#### [Direction]
Reproduce exactly, and only, the lines of the material below running from the line bearing "Give me the" through the line bearing "rounded-lg bg-white px-[11px]". Leave any pictures out.

#### [Data for this task]

* Begin *

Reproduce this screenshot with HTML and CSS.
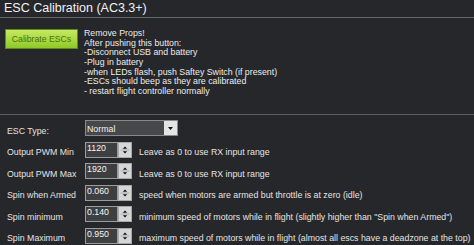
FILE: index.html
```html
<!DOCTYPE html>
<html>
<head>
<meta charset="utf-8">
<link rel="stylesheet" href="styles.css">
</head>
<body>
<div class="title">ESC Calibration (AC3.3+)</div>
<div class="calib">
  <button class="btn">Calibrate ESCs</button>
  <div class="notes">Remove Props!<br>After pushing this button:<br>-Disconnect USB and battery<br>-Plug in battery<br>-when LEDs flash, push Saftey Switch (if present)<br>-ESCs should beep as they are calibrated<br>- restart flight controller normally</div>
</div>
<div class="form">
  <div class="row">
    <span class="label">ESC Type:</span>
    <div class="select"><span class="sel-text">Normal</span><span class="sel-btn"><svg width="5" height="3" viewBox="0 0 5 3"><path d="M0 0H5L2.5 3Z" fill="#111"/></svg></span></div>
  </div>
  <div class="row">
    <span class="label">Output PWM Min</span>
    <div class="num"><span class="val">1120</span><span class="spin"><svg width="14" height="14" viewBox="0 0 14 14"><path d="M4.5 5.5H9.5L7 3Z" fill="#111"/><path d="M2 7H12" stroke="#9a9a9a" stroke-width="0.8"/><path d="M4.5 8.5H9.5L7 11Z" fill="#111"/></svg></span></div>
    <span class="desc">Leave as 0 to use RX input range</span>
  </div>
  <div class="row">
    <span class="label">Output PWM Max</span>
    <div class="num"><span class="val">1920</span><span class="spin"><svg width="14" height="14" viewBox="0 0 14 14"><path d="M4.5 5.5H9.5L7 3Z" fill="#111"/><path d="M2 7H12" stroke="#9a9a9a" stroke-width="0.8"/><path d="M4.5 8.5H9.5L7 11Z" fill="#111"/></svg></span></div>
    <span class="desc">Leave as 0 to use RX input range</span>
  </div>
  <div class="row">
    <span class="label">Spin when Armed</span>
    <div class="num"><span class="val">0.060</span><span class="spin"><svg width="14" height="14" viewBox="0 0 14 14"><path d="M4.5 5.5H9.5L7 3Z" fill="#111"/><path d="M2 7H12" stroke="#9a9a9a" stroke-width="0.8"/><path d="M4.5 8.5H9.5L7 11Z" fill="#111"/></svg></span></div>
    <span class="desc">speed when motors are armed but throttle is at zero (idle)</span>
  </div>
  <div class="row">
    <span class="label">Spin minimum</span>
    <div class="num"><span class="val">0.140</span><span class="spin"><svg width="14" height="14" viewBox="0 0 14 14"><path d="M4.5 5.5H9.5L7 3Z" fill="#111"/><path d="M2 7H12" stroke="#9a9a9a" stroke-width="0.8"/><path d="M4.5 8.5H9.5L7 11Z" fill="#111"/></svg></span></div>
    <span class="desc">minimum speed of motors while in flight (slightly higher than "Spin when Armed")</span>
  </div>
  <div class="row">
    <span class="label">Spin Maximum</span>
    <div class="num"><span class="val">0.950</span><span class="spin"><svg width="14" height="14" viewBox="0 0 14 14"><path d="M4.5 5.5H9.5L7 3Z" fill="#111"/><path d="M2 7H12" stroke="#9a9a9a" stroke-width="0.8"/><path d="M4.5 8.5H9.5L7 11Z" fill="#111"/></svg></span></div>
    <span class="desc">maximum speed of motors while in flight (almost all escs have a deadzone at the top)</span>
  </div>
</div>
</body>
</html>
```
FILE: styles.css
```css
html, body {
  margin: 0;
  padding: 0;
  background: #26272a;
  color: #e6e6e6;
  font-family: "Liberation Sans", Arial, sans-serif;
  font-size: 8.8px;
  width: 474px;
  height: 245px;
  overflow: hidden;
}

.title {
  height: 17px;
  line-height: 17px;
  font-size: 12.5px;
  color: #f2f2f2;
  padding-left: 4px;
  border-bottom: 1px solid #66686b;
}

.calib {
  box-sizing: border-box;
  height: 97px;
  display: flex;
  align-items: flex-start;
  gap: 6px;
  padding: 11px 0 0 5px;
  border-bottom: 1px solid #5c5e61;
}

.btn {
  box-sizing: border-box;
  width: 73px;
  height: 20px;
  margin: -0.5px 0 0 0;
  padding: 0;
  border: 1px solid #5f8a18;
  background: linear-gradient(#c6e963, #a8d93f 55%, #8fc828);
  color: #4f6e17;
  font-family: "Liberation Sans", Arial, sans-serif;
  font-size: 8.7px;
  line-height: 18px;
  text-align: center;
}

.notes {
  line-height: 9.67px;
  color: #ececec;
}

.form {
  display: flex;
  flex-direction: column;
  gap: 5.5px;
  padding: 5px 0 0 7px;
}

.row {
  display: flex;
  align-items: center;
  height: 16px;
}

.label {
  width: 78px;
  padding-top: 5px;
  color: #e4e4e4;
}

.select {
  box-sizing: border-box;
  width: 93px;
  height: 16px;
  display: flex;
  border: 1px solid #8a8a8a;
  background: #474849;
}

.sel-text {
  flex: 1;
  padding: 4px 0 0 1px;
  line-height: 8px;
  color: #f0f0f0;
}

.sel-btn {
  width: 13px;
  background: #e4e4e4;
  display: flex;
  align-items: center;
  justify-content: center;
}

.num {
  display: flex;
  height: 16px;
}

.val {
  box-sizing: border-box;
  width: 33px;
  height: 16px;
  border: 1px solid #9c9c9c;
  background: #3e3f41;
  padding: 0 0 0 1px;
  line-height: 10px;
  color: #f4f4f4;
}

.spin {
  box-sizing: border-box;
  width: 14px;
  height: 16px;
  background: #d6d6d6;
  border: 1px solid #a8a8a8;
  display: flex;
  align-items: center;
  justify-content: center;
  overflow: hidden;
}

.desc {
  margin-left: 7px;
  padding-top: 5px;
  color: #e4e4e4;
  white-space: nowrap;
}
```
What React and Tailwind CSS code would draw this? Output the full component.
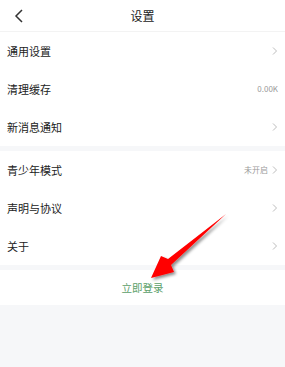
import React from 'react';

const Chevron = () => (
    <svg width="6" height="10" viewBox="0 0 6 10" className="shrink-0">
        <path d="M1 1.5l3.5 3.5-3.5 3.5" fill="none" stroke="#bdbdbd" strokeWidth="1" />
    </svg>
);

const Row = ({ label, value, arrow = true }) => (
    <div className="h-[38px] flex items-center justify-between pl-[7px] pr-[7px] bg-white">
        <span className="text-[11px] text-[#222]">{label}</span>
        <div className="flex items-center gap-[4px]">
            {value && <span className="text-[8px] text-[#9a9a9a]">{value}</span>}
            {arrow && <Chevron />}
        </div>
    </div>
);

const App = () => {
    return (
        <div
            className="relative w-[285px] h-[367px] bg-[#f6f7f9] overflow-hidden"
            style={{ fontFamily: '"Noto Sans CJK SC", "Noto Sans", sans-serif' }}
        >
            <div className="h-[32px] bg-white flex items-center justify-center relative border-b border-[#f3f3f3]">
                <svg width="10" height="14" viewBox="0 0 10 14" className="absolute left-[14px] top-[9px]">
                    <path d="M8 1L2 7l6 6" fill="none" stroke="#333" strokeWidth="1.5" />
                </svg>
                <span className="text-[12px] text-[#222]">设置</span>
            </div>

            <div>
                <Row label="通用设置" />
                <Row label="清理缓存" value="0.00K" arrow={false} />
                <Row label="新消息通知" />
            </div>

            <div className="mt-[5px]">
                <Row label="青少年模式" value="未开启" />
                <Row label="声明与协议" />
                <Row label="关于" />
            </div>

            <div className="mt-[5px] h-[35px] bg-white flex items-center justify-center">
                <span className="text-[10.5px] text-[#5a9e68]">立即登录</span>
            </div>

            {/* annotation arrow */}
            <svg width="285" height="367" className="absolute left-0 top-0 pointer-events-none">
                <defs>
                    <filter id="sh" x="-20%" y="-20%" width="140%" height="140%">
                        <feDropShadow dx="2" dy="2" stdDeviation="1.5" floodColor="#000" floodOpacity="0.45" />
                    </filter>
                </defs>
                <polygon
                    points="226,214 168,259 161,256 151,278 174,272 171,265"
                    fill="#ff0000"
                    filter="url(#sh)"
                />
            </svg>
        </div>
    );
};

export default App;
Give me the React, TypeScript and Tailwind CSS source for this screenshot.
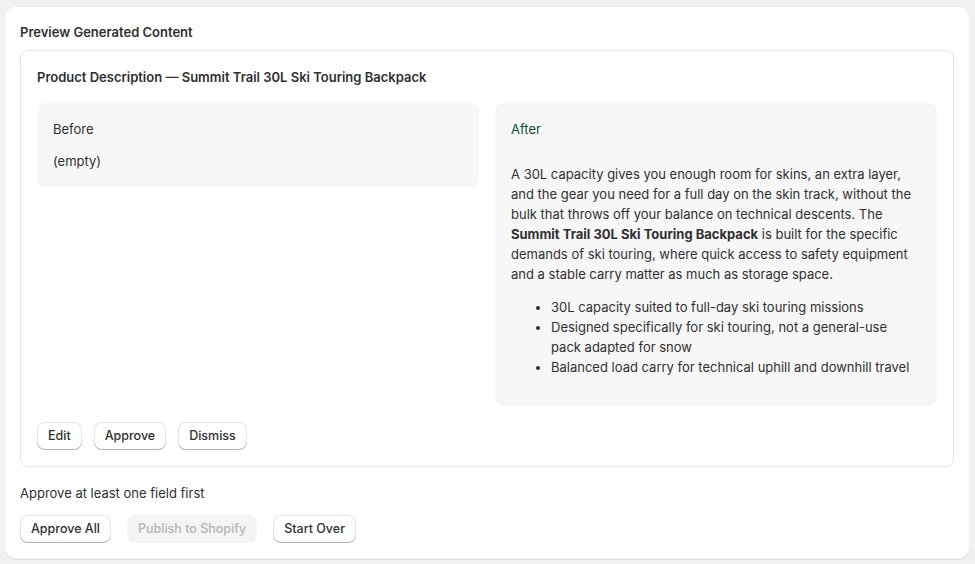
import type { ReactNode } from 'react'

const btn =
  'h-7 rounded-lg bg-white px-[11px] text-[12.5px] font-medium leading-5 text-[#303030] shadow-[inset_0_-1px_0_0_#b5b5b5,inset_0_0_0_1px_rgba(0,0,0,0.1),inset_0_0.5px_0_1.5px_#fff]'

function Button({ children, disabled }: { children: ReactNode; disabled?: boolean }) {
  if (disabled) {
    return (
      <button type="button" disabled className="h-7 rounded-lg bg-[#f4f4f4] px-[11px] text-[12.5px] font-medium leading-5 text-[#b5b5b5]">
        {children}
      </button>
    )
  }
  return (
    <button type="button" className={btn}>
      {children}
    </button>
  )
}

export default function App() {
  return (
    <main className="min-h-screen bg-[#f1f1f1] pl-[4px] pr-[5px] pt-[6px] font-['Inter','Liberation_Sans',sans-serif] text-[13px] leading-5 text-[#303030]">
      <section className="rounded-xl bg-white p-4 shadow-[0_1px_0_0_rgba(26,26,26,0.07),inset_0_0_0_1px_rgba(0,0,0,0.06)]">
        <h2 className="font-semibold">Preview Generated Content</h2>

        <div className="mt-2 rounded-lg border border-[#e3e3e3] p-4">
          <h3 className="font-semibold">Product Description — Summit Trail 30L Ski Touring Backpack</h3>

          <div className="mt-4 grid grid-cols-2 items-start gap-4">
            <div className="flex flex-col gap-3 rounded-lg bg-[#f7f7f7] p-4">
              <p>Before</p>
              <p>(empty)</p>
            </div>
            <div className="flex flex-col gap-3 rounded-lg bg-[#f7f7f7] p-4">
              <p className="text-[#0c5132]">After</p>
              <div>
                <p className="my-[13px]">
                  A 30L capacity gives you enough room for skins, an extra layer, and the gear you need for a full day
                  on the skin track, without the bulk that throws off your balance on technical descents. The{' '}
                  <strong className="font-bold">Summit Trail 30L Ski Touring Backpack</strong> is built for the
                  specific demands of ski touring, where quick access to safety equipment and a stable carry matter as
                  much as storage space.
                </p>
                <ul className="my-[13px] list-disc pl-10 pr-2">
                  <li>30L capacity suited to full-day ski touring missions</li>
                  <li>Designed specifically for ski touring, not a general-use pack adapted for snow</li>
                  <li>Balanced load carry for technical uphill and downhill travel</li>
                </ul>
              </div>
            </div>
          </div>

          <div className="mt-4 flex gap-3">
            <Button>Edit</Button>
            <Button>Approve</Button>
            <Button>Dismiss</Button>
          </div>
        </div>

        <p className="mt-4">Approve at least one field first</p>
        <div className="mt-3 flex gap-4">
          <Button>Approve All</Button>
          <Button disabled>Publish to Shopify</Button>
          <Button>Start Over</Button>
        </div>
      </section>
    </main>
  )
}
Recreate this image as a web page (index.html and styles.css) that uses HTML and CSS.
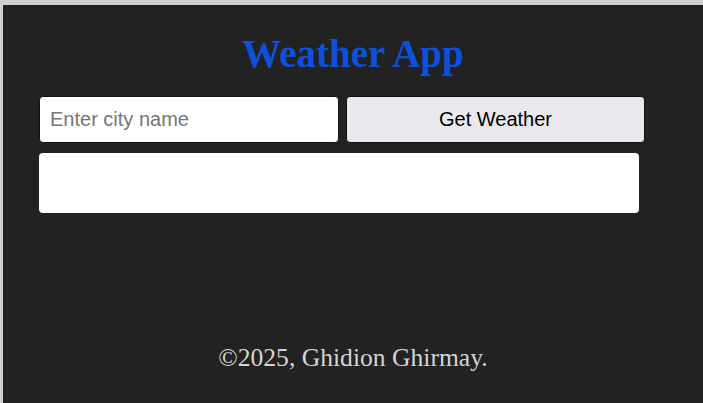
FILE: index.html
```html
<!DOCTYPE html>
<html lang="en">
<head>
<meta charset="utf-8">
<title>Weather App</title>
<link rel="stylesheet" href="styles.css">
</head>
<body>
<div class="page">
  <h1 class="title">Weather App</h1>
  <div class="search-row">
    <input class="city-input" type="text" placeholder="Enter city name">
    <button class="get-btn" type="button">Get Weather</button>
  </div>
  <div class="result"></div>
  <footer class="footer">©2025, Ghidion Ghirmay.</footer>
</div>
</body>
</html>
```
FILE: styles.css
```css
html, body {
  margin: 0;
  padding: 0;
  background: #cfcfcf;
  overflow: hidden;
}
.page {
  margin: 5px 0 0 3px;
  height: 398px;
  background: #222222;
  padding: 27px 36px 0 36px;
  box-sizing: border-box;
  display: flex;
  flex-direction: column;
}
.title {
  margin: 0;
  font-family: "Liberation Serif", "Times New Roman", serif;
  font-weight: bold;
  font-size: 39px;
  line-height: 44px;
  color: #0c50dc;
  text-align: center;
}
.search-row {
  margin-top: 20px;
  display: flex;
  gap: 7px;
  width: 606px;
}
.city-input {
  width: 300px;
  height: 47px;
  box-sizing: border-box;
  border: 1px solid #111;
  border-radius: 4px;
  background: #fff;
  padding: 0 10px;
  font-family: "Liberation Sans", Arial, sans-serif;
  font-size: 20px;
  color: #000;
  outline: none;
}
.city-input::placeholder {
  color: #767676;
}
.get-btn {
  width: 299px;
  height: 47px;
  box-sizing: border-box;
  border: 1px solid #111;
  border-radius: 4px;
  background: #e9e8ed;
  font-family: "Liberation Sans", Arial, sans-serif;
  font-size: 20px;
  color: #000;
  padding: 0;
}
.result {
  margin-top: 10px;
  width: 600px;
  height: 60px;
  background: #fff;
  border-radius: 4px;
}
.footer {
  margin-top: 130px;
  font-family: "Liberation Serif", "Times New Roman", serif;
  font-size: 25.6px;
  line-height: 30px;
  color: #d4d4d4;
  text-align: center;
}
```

* End *

#### [Answer to this problem]
Give me the React, TypeScript and Tailwind CSS source for this screenshot.
import type { ReactNode } from 'react'

const btn =
  'h-7 rounded-lg bg-white px-[11px] text-[12.5px] font-medium leading-5 text-[#303030] shadow-[inset_0_-1px_0_0_#b5b5b5,inset_0_0_0_1px_rgba(0,0,0,0.1),inset_0_0.5px_0_1.5px_#fff]'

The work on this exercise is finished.